Thank you for banking at WF

I understand that the grass is not always greener and that the policies maintained by WF may be synonymous with many banks across the country. Being part of the majority does not make it right. These are unfair practices, unethical in my opinion and this experience got me wondering. Which loans are being processed first? Is it the gentleman’s loan who also carries high yielding money markets and a far larger portfolio? Are customers who are new to the bank getting preferential treatment? Why rush along a refinance from an existing customer when you can continue to earn monies against their higher rate in the interim? These are speculations, of course, but I wonder what an audit would show regarding timelines and prioritization.

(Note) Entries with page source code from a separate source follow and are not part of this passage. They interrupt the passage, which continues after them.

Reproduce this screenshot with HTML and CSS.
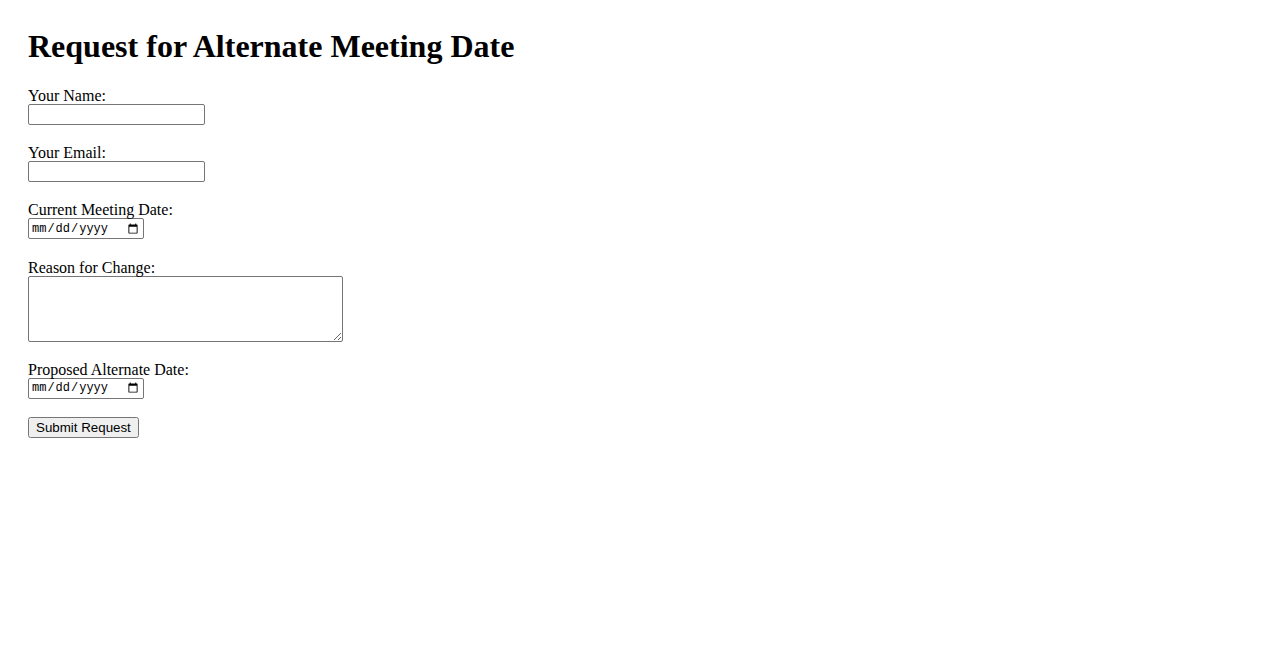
FILE: index.html
```html
<!DOCTYPE html>
<html lang="en">
<head>
  <meta charset="UTF-8" />
  <meta name="viewport" content="width=device-width, initial-scale=1.0"/>
  <title>Request for Alternate Meeting Date</title>
  <link rel="stylesheet" href="styles.css">
</head>
<body>
  <h1 class="title">Request for Alternate Meeting Date</h1>

  <form class="request-form">
    <div class="field">
      <label for="name">Your Name:</label>
      <input type="text" id="name" name="name" />
    </div>

    <div class="field">
      <label for="email">Your Email:</label>
      <input type="email" id="email" name="email" />
    </div>

    <div class="field">
      <label for="currentDate">Current Meeting Date:</label>
      <input type="date" id="currentDate" name="currentDate" />
    </div>

    <div class="field">
      <label for="reason">Reason for Change:</label>
      <textarea id="reason" name="reason" rows="4" cols="40"></textarea>
    </div>

    <div class="field">
      <label for="altDate">Proposed Alternate Date:</label>
      <input type="date" id="altDate" name="altDate" />
    </div>

    <button type="submit">Submit Request</button>
  </form>
</body>
</html>
```

FILE: styles.css
```css
body {
  margin: 0;
  padding: 28px;
  font-family: 'Liberation Serif', 'Times New Roman', serif;
  font-size: 16px;
  color: #000;
  background: #fff;
}

.title {
  font-size: 2em;
  margin: 0 0 21px;
}

.field {
  margin-bottom: 18.2px;
}

.field label {
  display: block;
  padding-top: 1px;
  margin-bottom: -1px;
}

.field input,
.field textarea {
  display: block;
  margin: 0;
  box-sizing: border-box;
  border: 1px solid #767676;
  border-radius: 2px;
}

.field input[type="text"],
.field input[type="email"] {
  width: 177px;
  height: 21px;
}

.field input[type="date"] {
  width: 116px;
  height: 21px;
  padding: 1px 2px;
  font-family: 'Liberation Mono', monospace;
  font-size: 12px;
}

.field textarea {
  width: 315px;
  height: 66px;
  font-family: 'Liberation Mono', monospace;
  font-size: 13px;
}

button {
  font-family: 'Liberation Sans', Arial, sans-serif;
  font-size: 13.33px;
  margin: 0;
}
```
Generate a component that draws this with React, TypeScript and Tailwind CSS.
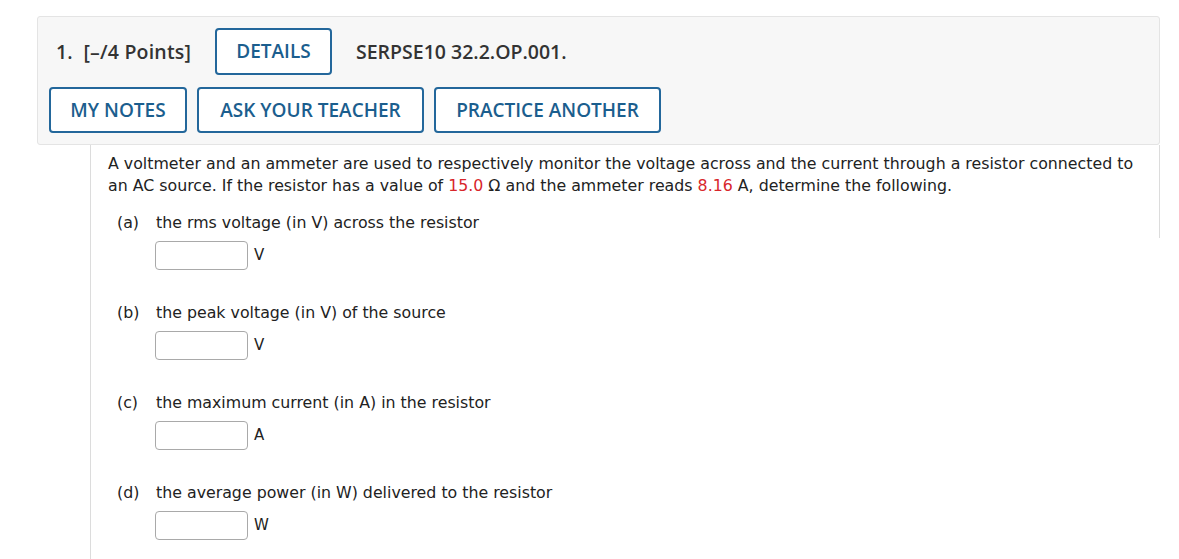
import React from "react";

const btn =
  "h-[46px] px-[19px] border-2 border-[#23679b] rounded-[4px] bg-white text-[#1b5e8e] text-[19px] font-semibold flex items-center justify-center";

function Input({ unit, mt }: { unit: string; mt: string }) {
  return (
    <div className={"flex items-center ml-[38px] " + mt}>
      <div className="w-[93px] h-[29px] border border-[#a9a9a9] rounded-[4px] bg-white" />
      <span className="ml-[6px] text-[15px]">{unit}</span>
    </div>
  );
}

function Part({ letter, label, unit }: { letter: string; label: string; unit: string }) {
  return (
    <div className="mt-[32px]">
      <div className="flex leading-[22px]">
        <span className="w-[39px]">({letter})</span>
        <span>{label}</span>
      </div>
      <Input unit={unit} mt="mt-[7px]" />
    </div>
  );
}

export default function App() {
  return (
    <div className="w-[1179px] h-[559px] bg-white overflow-hidden font-['DejaVu_Sans',Verdana,sans-serif]">
      <div className="pt-[16px] pl-[37px] w-[1160px]">
        <div className="bg-[#f7f7f7] border border-[#e4e4e4] rounded-[3px] px-[11px] pt-[11px] pb-[11px] font-['Open_Sans',sans-serif]">
          <div className="flex items-center">
            <span className="ml-[7px] text-[19.5px] font-semibold text-[#333] w-[159px] whitespace-nowrap tracking-[0.2px]">1.&nbsp; [–/4 Points]</span>
            <div className={btn + " h-[47px] px-[20px] w-[117px]"}>DETAILS</div>
            <span className="ml-[24px] text-[19.5px] font-semibold text-[#333]">SERPSE10 32.2.OP.001.</span>
          </div>
          <div className="flex gap-[10px] mt-[12px]">
            <div className={btn + " w-[138px]"}>MY NOTES</div>
            <div className={btn + " w-[227px]"}>ASK YOUR TEACHER</div>
            <div className={btn + " w-[227px]"}>PRACTICE ANOTHER</div>
          </div>
        </div>
        <div className="ml-[53px] border-l border-[#dcdcdc] text-[15.8px] text-[#222] h-[420px]">
          <div className="border-r border-[#dcdcdc] pl-[17px] pt-[8px] pb-[4px]">
            <p className="leading-[22px] pr-[20px]">
              A voltmeter and an ammeter are used to respectively monitor the voltage across and the current through a resistor connected to an AC source. If the resistor has a value of{" "}
              <span className="text-[#d8262b]">15.0</span> Ω and the ammeter reads{" "}
              <span className="text-[#d8262b]">8.16</span> A, determine the following.
            </p>
            <div className="mt-[15px] ml-[9px] flex leading-[22px]">
              <span className="w-[39px]">(a)</span>
              <span>the rms voltage (in V) across the resistor</span>
            </div>
          </div>
          <div className="pl-[26px]">
            <Input unit="V" mt="mt-[3px]" />
            <Part letter="b" label="the peak voltage (in V) of the source" unit="V" />
            <Part letter="c" label="the maximum current (in A) in the resistor" unit="A" />
            <Part letter="d" label="the average power (in W) delivered to the resistor" unit="W" />
          </div>
        </div>
      </div>
    </div>
  );
}
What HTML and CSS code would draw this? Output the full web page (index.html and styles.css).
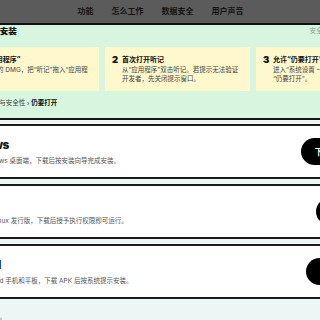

There was no customer focus, simply a series of black and white sop’s that were followed regardless of what circumstances or hiccups arose and none of the glitches that did come up were borne by customer error. A good business is run when words like personable, accountable and care, are not merely bold faced directives appearing on some mission statement. These words and mindset need to be implemented. Representatives of these establishments need to be given the freedom to advocate, edit and produce on behalf of their customer. Financial institutions must to be reminded that the pennies they are dealing with, and the policies they put in place to manage these pennies, whether they equate to accounts balances of $200.00 to $200,000.00 are attached to people and families. By no means should they make poor business decisions, our economy suffered enough of that already, but by all means they should treat each customer in the singular.

Obviously, we’re looking for a new, solid, customer focused banking institution. I plan to put a dollar in a cup for each day of my search. I won’t be richer but I’ll probably have $365 saved by 2014.